**Exercise requirements**
Reproduce every line of the listing as written, apart from the pictures.

··········

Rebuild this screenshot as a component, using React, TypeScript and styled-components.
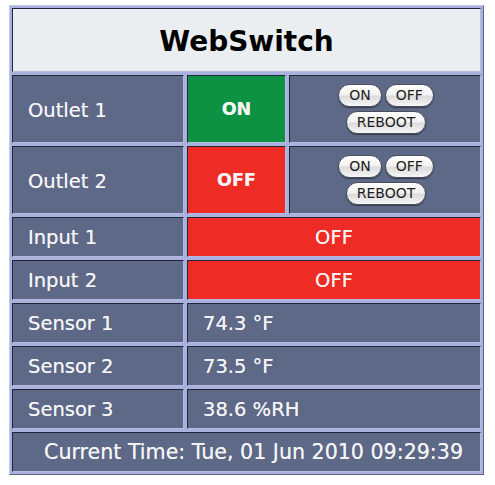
import React from 'react';
import styled, { createGlobalStyle, css } from 'styled-components';

const GlobalStyle = createGlobalStyle`
	html, body {
		margin: 0;
		padding: 0;
		background: #ffffff;
	}
	body {
		font-family: 'DejaVu Sans', Verdana, sans-serif;
	}
`;

const outlets = [
	{ name: 'Outlet 1', on: true },
	{ name: 'Outlet 2', on: false },
];

const inputs = [
	{ name: 'Input 1', on: false },
	{ name: 'Input 2', on: false },
];

const sensors = [
	{ name: 'Sensor 1', value: '74.3 °F' },
	{ name: 'Sensor 2', value: '73.5 °F' },
	{ name: 'Sensor 3', value: '38.6 %RH' },
];

function App() {
	return (
		<>
			<GlobalStyle />
			<Panel>
				<Title>WebSwitch</Title>
				{outlets.map((outlet) => (
					<React.Fragment key={outlet.name}>
						<Label $tall>{outlet.name}</Label>
						<Status $on={outlet.on} $bold>
							{outlet.on ? 'ON' : 'OFF'}
						</Status>
						<Controls>
							<ButtonRow>
								<PillButton>ON</PillButton>
								<PillButton>OFF</PillButton>
							</ButtonRow>
							<ButtonRow>
								<PillButton>REBOOT</PillButton>
							</ButtonRow>
						</Controls>
					</React.Fragment>
				))}
				{inputs.map((input) => (
					<React.Fragment key={input.name}>
						<Label>{input.name}</Label>
						<Status $on={input.on} $wide>
							{input.on ? 'ON' : 'OFF'}
						</Status>
					</React.Fragment>
				))}
				{sensors.map((sensor) => (
					<React.Fragment key={sensor.name}>
						<Label>{sensor.name}</Label>
						<Value>{sensor.value}</Value>
					</React.Fragment>
				))}
				<Footer>Current Time: Tue, 01 Jun 2010 09:29:39</Footer>
			</Panel>
		</>
	);
}

const Panel = styled.div`
	box-sizing: border-box;
	width: 475px;
	margin: 5px 0 0 9px;
	padding: 2px;
	display: grid;
	grid-template-columns: 172px 99px 1fr;
	grid-auto-rows: 40px;
	grid-template-rows: 64px 68px 68px;
	gap: 3px;
	background: #a9b1dc;
	border-top: 1px solid #c3c9ec;
	border-left: 1px solid #c3c9ec;
	border-right: 1px solid #5e6384;
	border-bottom: 1px solid #5e6384;
`;

const cellBase = css`
	box-sizing: border-box;
	display: flex;
	align-items: center;
	border-top: 1px solid #20253a;
	border-left: 1px solid #20253a;
	border-right: 1px solid #b3bbe3;
	border-bottom: 1px solid #b3bbe3;
	color: #f4f4f6;
	font-size: 19.5px;
	text-shadow: 0 0 0.4px rgba(255, 255, 255, 0.8);
`;

const Title = styled.div`
	${cellBase};
	grid-column: 1 / -1;
	justify-content: center;
	background: #ebeef0;
	color: #000000;
	font-size: 28px;
	font-weight: bold;
	padding-top: 2px;
	text-shadow: none;
`;

const Label = styled.div<{ $tall?: boolean }>`
	${cellBase};
	background: #5e6987;
	padding-left: 15px;
	padding-top: ${(p) => (p.$tall ? '2px' : '0')};
`;

const Status = styled.div<{ $on: boolean; $wide?: boolean; $bold?: boolean }>`
	${cellBase};
	justify-content: center;
	background: ${(p) => (p.$on ? '#0c9242' : '#ee2b24')};
	grid-column: ${(p) => (p.$wide ? 'span 2' : 'auto')};
	font-weight: ${(p) => (p.$bold ? 'bold' : 'normal')};
	font-size: ${(p) => (p.$bold ? '17.5px' : '19.5px')};
`;

const Value = styled.div`
	${cellBase};
	grid-column: span 2;
	background: #5e6987;
	padding-left: 15px;
`;

const Controls = styled.div`
	${cellBase};
	background: #5e6987;
	flex-direction: column;
	justify-content: center;
	gap: 4px;
	padding-left: 2px;
`;

const ButtonRow = styled.div`
	display: flex;
	gap: 3px;
`;

const PillButton = styled.button`
	box-sizing: border-box;
	height: 23px;
	padding: 0 10px;
	border: 1px solid #4a4d5c;
	border-radius: 12px;
	background: linear-gradient(
		to bottom,
		#ffffff 0%,
		#f2f2f2 45%,
		#dcdcdc 55%,
		#f6f6f6 100%
	);
	box-shadow: 0 1px 1px rgba(0, 0, 0, 0.45), inset 0 1px 0 #ffffff;
	color: #1c1c1c;
	font-family: 'DejaVu Sans', Verdana, sans-serif;
	font-size: 14px;
	line-height: 21px;
	cursor: pointer;
`;

const Footer = styled.div`
	${cellBase};
	grid-column: 1 / -1;
	justify-content: center;
	background: #5e6987;
	font-size: 20.6px;
	padding-left: 14px;
`;

export default App;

··········

**Correct result**
Rebuild this screenshot as a component, using React, TypeScript and styled-components.
import React from 'react';
import styled, { createGlobalStyle, css } from 'styled-components';

const GlobalStyle = createGlobalStyle`
	html, body {
		margin: 0;
		padding: 0;
		background: #ffffff;
	}
	body {
		font-family: 'DejaVu Sans', Verdana, sans-serif;
	}
`;

const outlets = [
	{ name: 'Outlet 1', on: true },
	{ name: 'Outlet 2', on: false },
];

const inputs = [
	{ name: 'Input 1', on: false },
	{ name: 'Input 2', on: false },
];

const sensors = [
	{ name: 'Sensor 1', value: '74.3 °F' },
	{ name: 'Sensor 2', value: '73.5 °F' },
	{ name: 'Sensor 3', value: '38.6 %RH' },
];

function App() {
	return (
		<>
			<GlobalStyle />
			<Panel>
				<Title>WebSwitch</Title>
				{outlets.map((outlet) => (
					<React.Fragment key={outlet.name}>
						<Label $tall>{outlet.name}</Label>
						<Status $on={outlet.on} $bold>
							{outlet.on ? 'ON' : 'OFF'}
						</Status>
						<Controls>
							<ButtonRow>
								<PillButton>ON</PillButton>
								<PillButton>OFF</PillButton>
							</ButtonRow>
							<ButtonRow>
								<PillButton>REBOOT</PillButton>
							</ButtonRow>
						</Controls>
					</React.Fragment>
				))}
				{inputs.map((input) => (
					<React.Fragment key={input.name}>
						<Label>{input.name}</Label>
						<Status $on={input.on} $wide>
							{input.on ? 'ON' : 'OFF'}
						</Status>
					</React.Fragment>
				))}
				{sensors.map((sensor) => (
					<React.Fragment key={sensor.name}>
						<Label>{sensor.name}</Label>
						<Value>{sensor.value}</Value>
					</React.Fragment>
				))}
				<Footer>Current Time: Tue, 01 Jun 2010 09:29:39</Footer>
			</Panel>
		</>
	);
}

const Panel = styled.div`
	box-sizing: border-box;
	width: 475px;
	margin: 5px 0 0 9px;
	padding: 2px;
	display: grid;
	grid-template-columns: 172px 99px 1fr;
	grid-auto-rows: 40px;
	grid-template-rows: 64px 68px 68px;
	gap: 3px;
	background: #a9b1dc;
	border-top: 1px solid #c3c9ec;
	border-left: 1px solid #c3c9ec;
	border-right: 1px solid #5e6384;
	border-bottom: 1px solid #5e6384;
`;

const cellBase = css`
	box-sizing: border-box;
	display: flex;
	align-items: center;
	border-top: 1px solid #20253a;
	border-left: 1px solid #20253a;
	border-right: 1px solid #b3bbe3;
	border-bottom: 1px solid #b3bbe3;
	color: #f4f4f6;
	font-size: 19.5px;
	text-shadow: 0 0 0.4px rgba(255, 255, 255, 0.8);
`;

const Title = styled.div`
	${cellBase};
	grid-column: 1 / -1;
	justify-content: center;
	background: #ebeef0;
	color: #000000;
	font-size: 28px;
	font-weight: bold;
	padding-top: 2px;
	text-shadow: none;
`;

const Label = styled.div<{ $tall?: boolean }>`
	${cellBase};
	background: #5e6987;
	padding-left: 15px;
	padding-top: ${(p) => (p.$tall ? '2px' : '0')};
`;

const Status = styled.div<{ $on: boolean; $wide?: boolean; $bold?: boolean }>`
	${cellBase};
	justify-content: center;
	background: ${(p) => (p.$on ? '#0c9242' : '#ee2b24')};
	grid-column: ${(p) => (p.$wide ? 'span 2' : 'auto')};
	font-weight: ${(p) => (p.$bold ? 'bold' : 'normal')};
	font-size: ${(p) => (p.$bold ? '17.5px' : '19.5px')};
`;

const Value = styled.div`
	${cellBase};
	grid-column: span 2;
	background: #5e6987;
	padding-left: 15px;
`;

const Controls = styled.div`
	${cellBase};
	background: #5e6987;
	flex-direction: column;
	justify-content: center;
	gap: 4px;
	padding-left: 2px;
`;

const ButtonRow = styled.div`
	display: flex;
	gap: 3px;
`;

const PillButton = styled.button`
	box-sizing: border-box;
	height: 23px;
	padding: 0 10px;
	border: 1px solid #4a4d5c;
	border-radius: 12px;
	background: linear-gradient(
		to bottom,
		#ffffff 0%,
		#f2f2f2 45%,
		#dcdcdc 55%,
		#f6f6f6 100%
	);
	box-shadow: 0 1px 1px rgba(0, 0, 0, 0.45), inset 0 1px 0 #ffffff;
	color: #1c1c1c;
	font-family: 'DejaVu Sans', Verdana, sans-serif;
	font-size: 14px;
	line-height: 21px;
	cursor: pointer;
`;

const Footer = styled.div`
	${cellBase};
	grid-column: 1 / -1;
	justify-content: center;
	background: #5e6987;
	font-size: 20.6px;
	padding-left: 14px;
`;

export default App;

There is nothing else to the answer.